Dataset records:
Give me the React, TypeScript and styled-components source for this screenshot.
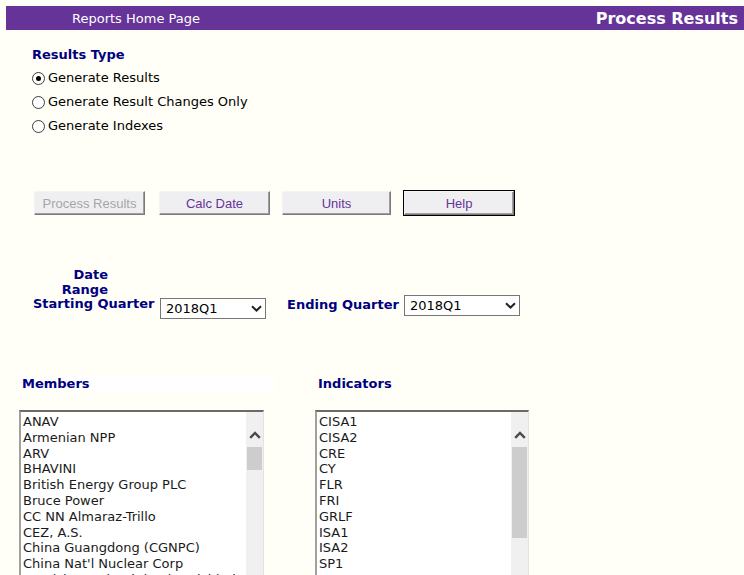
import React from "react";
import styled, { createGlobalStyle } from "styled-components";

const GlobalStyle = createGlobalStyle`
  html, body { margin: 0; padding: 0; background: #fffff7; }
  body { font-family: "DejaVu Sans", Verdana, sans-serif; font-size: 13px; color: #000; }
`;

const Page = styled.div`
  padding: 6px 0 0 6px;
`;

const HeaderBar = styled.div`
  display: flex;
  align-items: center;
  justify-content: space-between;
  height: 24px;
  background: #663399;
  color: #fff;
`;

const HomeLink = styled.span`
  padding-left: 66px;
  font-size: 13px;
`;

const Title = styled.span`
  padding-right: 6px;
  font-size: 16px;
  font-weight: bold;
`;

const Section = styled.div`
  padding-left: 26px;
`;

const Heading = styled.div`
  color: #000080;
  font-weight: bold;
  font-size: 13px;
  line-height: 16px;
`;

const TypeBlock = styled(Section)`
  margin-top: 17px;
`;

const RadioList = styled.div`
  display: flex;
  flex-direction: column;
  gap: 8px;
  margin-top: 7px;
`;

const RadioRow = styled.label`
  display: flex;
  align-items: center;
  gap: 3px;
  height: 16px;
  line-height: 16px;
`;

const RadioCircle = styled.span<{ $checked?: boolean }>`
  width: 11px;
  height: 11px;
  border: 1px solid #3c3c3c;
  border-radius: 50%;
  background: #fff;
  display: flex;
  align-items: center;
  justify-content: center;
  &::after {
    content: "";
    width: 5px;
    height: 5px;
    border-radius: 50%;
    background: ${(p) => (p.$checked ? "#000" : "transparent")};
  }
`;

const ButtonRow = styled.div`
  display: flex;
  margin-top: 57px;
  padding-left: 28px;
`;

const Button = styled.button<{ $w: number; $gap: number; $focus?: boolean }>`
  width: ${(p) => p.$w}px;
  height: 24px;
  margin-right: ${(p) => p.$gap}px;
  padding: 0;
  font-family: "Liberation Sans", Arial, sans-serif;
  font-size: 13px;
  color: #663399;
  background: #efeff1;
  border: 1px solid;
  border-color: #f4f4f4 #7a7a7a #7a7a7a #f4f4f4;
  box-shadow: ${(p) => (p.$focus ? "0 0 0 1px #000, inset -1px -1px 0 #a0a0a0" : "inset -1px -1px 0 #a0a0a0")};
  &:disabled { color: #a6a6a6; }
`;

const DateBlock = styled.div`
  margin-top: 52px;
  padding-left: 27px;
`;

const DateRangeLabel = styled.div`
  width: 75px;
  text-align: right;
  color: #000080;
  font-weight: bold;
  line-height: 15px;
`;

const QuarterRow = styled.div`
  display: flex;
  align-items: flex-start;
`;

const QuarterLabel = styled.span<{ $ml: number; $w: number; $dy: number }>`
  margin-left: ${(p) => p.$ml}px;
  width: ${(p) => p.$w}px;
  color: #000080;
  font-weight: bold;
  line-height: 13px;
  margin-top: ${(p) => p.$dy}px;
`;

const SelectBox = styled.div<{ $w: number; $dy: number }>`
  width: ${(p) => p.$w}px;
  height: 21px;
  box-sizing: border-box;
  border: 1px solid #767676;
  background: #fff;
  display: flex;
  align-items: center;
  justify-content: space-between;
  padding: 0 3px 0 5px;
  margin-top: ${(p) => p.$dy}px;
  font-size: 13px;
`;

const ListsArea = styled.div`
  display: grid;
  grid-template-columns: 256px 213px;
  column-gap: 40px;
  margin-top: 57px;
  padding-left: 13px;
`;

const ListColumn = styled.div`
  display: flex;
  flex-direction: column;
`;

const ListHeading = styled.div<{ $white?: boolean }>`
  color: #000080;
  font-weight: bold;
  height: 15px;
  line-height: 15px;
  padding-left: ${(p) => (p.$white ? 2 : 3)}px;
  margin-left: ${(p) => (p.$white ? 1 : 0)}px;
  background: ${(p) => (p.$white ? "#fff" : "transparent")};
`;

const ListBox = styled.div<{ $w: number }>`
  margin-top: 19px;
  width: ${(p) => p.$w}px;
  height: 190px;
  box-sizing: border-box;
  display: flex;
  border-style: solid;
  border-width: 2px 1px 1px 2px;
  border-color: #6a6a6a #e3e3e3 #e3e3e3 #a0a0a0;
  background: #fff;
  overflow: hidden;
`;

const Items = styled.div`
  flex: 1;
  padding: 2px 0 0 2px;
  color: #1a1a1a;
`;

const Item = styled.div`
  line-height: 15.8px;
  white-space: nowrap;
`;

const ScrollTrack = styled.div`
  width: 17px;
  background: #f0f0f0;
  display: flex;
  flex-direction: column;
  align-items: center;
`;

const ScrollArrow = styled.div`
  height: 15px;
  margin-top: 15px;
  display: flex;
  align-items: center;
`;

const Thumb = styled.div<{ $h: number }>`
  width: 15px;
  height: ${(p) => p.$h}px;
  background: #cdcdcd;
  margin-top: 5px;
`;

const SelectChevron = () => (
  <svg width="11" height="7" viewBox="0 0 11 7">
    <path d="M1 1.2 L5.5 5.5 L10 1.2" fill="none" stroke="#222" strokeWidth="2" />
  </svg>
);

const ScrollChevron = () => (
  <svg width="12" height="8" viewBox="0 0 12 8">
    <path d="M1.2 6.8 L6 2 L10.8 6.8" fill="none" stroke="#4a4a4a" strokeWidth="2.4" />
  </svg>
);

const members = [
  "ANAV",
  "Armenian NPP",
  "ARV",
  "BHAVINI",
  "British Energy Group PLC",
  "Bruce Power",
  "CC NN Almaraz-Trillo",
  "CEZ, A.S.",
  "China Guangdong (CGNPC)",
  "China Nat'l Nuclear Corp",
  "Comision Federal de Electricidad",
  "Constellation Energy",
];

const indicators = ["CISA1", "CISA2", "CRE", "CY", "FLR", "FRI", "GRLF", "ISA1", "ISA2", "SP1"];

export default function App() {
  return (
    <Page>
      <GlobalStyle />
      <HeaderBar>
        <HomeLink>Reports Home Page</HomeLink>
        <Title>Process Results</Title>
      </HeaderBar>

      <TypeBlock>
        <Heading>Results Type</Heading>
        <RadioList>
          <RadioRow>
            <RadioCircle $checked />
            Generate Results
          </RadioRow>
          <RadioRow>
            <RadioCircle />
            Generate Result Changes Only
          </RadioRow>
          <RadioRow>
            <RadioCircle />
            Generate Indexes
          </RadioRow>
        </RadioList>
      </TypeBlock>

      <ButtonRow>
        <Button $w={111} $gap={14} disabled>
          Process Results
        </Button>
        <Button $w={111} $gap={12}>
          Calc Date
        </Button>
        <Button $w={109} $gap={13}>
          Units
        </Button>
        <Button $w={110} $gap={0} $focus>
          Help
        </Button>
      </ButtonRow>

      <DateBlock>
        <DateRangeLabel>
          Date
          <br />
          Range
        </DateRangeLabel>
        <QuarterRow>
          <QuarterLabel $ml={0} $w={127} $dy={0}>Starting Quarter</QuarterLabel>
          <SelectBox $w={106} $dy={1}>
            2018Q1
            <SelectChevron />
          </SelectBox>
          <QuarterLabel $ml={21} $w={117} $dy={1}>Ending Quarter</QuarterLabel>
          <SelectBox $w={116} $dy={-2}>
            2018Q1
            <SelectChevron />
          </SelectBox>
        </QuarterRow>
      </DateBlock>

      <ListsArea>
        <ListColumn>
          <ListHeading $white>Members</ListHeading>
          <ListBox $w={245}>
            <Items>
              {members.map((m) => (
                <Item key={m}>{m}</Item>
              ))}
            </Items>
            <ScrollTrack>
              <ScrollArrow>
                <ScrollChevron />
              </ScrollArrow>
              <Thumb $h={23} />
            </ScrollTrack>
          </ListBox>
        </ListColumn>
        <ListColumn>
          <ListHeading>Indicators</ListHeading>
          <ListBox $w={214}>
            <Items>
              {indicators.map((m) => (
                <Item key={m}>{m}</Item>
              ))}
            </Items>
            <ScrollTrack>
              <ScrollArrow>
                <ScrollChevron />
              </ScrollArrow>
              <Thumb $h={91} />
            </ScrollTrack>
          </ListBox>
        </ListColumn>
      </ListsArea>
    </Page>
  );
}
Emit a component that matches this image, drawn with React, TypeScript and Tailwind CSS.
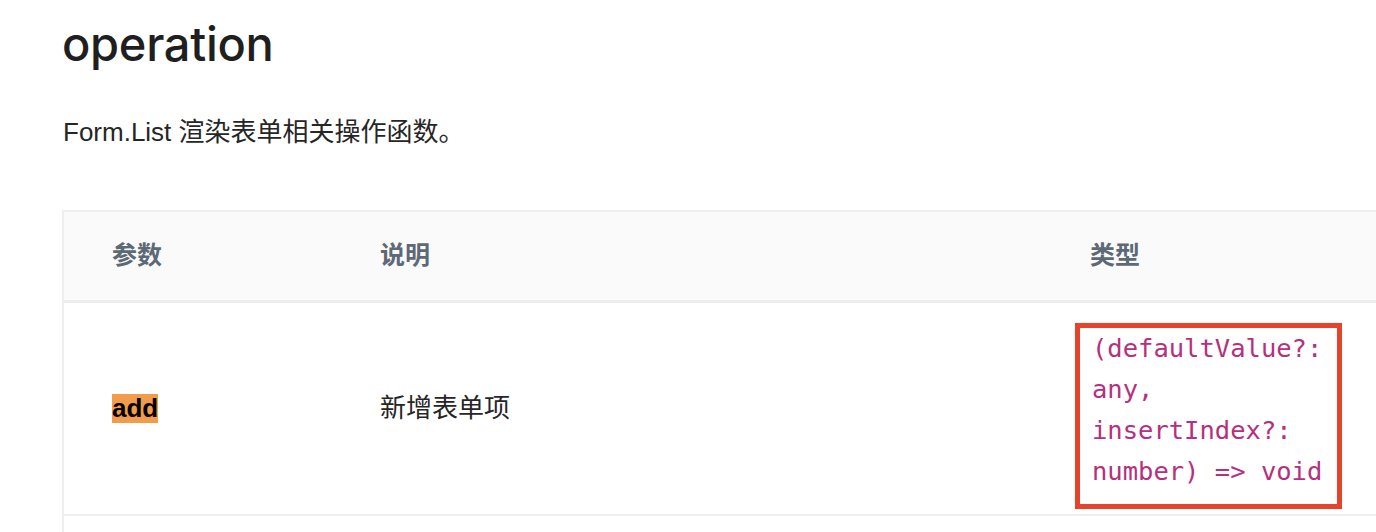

What to produce:
Every line of the records that includes the word "React" should be gathered.

Exercise output:
Give me the React, TypeScript and styled-components source for this screenshot.
import React from "react";
Emit a component that matches this image, drawn with React, TypeScript and Tailwind CSS.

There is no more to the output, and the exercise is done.